Lines of data
----------
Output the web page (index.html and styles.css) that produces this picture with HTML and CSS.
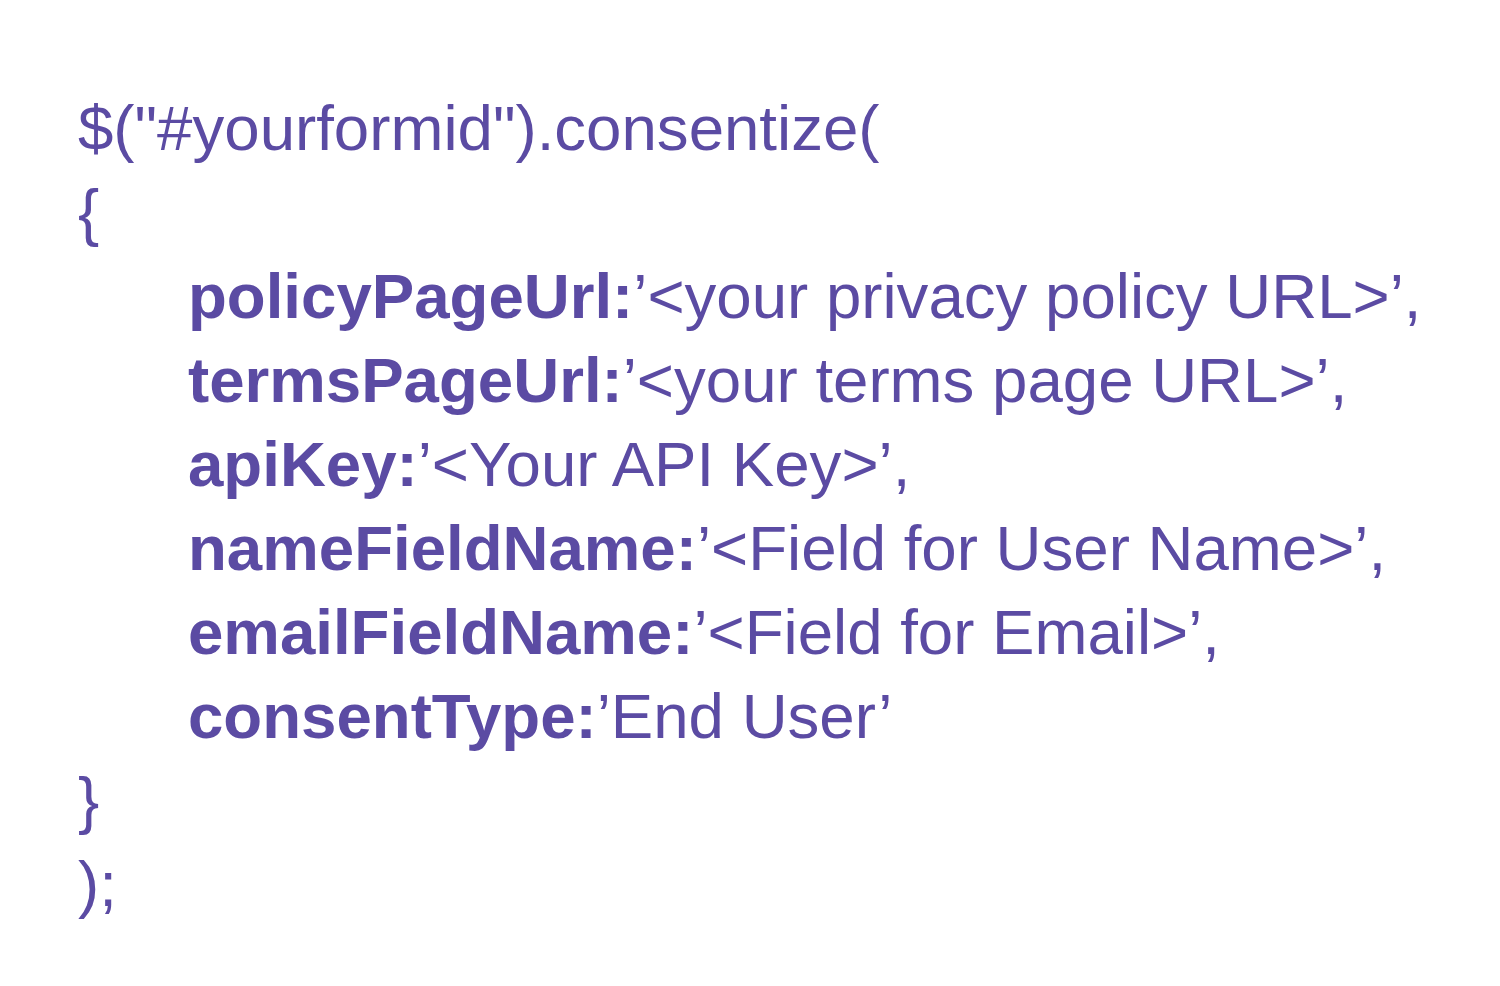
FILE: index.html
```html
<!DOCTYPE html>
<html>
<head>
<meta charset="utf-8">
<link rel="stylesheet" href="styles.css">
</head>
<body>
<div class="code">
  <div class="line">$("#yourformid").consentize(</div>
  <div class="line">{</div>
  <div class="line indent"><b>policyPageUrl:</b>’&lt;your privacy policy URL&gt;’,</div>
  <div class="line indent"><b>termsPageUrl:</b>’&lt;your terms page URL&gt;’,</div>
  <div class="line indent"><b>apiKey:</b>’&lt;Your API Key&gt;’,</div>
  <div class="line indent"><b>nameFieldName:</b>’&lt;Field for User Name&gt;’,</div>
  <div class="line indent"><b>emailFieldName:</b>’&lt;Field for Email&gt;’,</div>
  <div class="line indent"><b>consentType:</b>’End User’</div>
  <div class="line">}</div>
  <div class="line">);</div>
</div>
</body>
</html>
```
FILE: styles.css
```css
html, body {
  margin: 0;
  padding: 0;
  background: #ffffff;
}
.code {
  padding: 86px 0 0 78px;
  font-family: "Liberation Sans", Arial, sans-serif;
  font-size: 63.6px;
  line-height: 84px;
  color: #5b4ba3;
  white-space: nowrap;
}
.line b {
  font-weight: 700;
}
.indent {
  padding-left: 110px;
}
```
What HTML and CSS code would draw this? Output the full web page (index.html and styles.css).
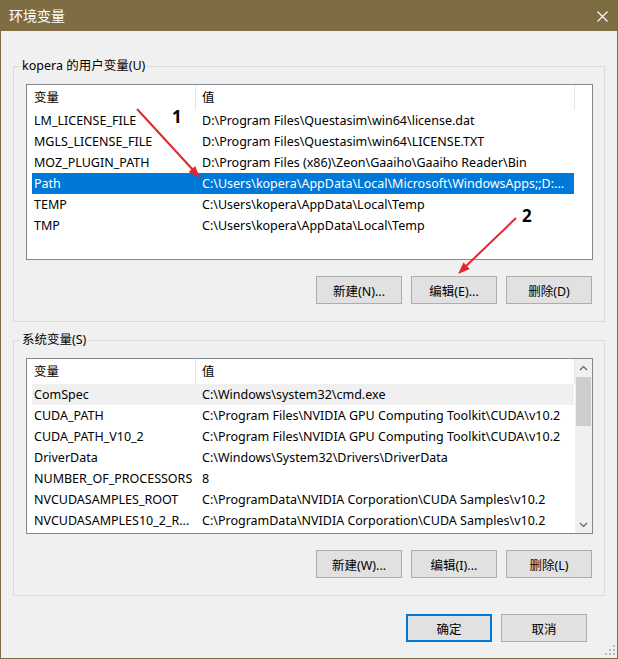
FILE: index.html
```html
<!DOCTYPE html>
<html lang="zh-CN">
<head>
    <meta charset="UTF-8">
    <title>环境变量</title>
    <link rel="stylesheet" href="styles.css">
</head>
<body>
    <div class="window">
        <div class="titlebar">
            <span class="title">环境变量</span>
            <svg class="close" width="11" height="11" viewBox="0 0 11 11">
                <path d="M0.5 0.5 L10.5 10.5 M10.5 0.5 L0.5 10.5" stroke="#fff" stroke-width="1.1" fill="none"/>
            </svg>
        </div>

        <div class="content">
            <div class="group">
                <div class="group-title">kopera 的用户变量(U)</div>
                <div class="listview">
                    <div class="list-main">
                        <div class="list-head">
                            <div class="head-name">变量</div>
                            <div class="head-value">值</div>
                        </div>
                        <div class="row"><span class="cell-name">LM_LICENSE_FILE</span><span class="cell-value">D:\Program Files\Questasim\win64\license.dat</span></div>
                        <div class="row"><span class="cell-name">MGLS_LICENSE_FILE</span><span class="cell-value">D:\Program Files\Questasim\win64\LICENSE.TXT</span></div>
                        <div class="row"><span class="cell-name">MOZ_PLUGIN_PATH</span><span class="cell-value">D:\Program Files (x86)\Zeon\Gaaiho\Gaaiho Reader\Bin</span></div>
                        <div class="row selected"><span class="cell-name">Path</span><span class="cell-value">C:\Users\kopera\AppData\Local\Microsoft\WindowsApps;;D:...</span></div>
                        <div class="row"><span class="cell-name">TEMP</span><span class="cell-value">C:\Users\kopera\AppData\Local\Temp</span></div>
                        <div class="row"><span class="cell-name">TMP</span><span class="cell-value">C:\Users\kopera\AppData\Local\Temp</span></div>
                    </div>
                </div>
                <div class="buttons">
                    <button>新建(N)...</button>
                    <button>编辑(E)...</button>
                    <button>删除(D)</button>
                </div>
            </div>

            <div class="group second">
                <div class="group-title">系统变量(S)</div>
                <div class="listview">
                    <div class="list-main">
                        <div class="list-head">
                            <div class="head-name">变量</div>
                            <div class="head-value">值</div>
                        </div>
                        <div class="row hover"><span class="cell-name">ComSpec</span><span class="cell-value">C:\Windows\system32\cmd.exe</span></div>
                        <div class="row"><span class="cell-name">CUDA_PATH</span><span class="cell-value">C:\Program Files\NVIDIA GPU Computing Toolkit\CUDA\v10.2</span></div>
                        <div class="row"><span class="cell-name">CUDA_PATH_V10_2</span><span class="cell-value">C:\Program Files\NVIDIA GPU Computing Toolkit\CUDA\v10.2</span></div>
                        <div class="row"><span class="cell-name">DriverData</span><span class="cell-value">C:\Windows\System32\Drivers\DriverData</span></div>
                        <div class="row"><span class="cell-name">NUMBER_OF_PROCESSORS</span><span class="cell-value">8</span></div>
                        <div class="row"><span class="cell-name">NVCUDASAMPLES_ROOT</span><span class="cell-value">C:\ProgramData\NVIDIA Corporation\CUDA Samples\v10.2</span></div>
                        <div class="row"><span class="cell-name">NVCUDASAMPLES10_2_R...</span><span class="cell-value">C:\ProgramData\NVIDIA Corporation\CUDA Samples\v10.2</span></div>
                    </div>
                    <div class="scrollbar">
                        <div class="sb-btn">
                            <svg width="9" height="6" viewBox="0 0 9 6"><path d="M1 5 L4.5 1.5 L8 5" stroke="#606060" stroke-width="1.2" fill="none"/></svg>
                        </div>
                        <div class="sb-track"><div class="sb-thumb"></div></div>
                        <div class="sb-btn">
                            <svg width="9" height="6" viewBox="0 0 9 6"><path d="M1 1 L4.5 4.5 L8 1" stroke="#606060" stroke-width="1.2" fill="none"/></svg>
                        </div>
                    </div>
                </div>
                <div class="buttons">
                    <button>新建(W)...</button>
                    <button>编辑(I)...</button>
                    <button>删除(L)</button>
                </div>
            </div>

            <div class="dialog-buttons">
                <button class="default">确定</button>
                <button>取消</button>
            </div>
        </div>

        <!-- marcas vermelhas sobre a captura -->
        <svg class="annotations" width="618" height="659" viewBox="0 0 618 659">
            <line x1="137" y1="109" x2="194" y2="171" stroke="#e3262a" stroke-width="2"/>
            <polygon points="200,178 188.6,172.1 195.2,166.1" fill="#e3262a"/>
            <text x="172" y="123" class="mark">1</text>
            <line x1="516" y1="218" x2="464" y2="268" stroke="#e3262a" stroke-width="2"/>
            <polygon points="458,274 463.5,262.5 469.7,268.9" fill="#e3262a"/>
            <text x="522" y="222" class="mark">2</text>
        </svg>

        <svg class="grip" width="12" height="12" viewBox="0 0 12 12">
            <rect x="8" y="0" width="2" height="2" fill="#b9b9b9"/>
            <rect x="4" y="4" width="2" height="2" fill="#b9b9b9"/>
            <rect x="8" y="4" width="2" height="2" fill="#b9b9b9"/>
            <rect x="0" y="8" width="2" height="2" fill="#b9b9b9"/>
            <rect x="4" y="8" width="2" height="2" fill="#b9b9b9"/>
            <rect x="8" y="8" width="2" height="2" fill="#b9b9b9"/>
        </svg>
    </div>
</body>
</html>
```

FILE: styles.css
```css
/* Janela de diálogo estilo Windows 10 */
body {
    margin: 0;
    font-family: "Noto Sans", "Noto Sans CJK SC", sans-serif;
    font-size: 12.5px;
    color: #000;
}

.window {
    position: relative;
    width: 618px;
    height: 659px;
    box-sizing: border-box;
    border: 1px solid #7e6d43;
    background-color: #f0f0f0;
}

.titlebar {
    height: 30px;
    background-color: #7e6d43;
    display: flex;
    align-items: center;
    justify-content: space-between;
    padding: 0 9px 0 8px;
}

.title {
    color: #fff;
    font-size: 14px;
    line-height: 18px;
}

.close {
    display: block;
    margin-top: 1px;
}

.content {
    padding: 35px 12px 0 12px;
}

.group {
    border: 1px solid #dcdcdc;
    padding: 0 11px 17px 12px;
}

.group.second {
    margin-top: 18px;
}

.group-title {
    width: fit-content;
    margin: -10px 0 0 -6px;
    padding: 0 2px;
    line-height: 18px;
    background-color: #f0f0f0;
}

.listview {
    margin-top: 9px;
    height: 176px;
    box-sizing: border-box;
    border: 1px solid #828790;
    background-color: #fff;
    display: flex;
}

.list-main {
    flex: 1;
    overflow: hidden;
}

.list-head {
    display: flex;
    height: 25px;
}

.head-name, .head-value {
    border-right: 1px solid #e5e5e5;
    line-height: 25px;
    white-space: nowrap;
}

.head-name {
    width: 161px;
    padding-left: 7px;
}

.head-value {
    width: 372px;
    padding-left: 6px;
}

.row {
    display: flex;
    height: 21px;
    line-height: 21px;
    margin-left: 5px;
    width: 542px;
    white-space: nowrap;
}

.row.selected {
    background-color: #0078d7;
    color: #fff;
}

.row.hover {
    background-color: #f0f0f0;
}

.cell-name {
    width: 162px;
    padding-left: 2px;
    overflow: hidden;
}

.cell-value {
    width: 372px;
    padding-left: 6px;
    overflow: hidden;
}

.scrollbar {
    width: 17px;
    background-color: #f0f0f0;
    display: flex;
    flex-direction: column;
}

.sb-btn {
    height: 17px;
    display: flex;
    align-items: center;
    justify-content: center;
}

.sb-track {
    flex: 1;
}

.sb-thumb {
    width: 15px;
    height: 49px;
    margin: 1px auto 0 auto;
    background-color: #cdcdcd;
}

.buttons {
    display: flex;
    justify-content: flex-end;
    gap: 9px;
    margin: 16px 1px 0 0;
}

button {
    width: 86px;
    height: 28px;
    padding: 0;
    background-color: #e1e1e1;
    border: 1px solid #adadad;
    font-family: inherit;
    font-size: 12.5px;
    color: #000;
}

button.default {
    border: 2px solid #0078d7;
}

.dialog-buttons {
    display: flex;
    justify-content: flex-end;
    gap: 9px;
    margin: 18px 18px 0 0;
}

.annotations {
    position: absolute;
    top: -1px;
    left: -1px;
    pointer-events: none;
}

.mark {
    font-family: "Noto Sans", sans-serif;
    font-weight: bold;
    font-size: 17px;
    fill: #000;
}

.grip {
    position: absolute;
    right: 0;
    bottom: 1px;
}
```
----------
Stated goal:
Gather every line containing the word "this" and copy it.

The solution:
Output the web page (index.html and styles.css) that produces this picture with HTML and CSS.
What HTML and CSS code would draw this? Output the full web page (index.html and styles.css).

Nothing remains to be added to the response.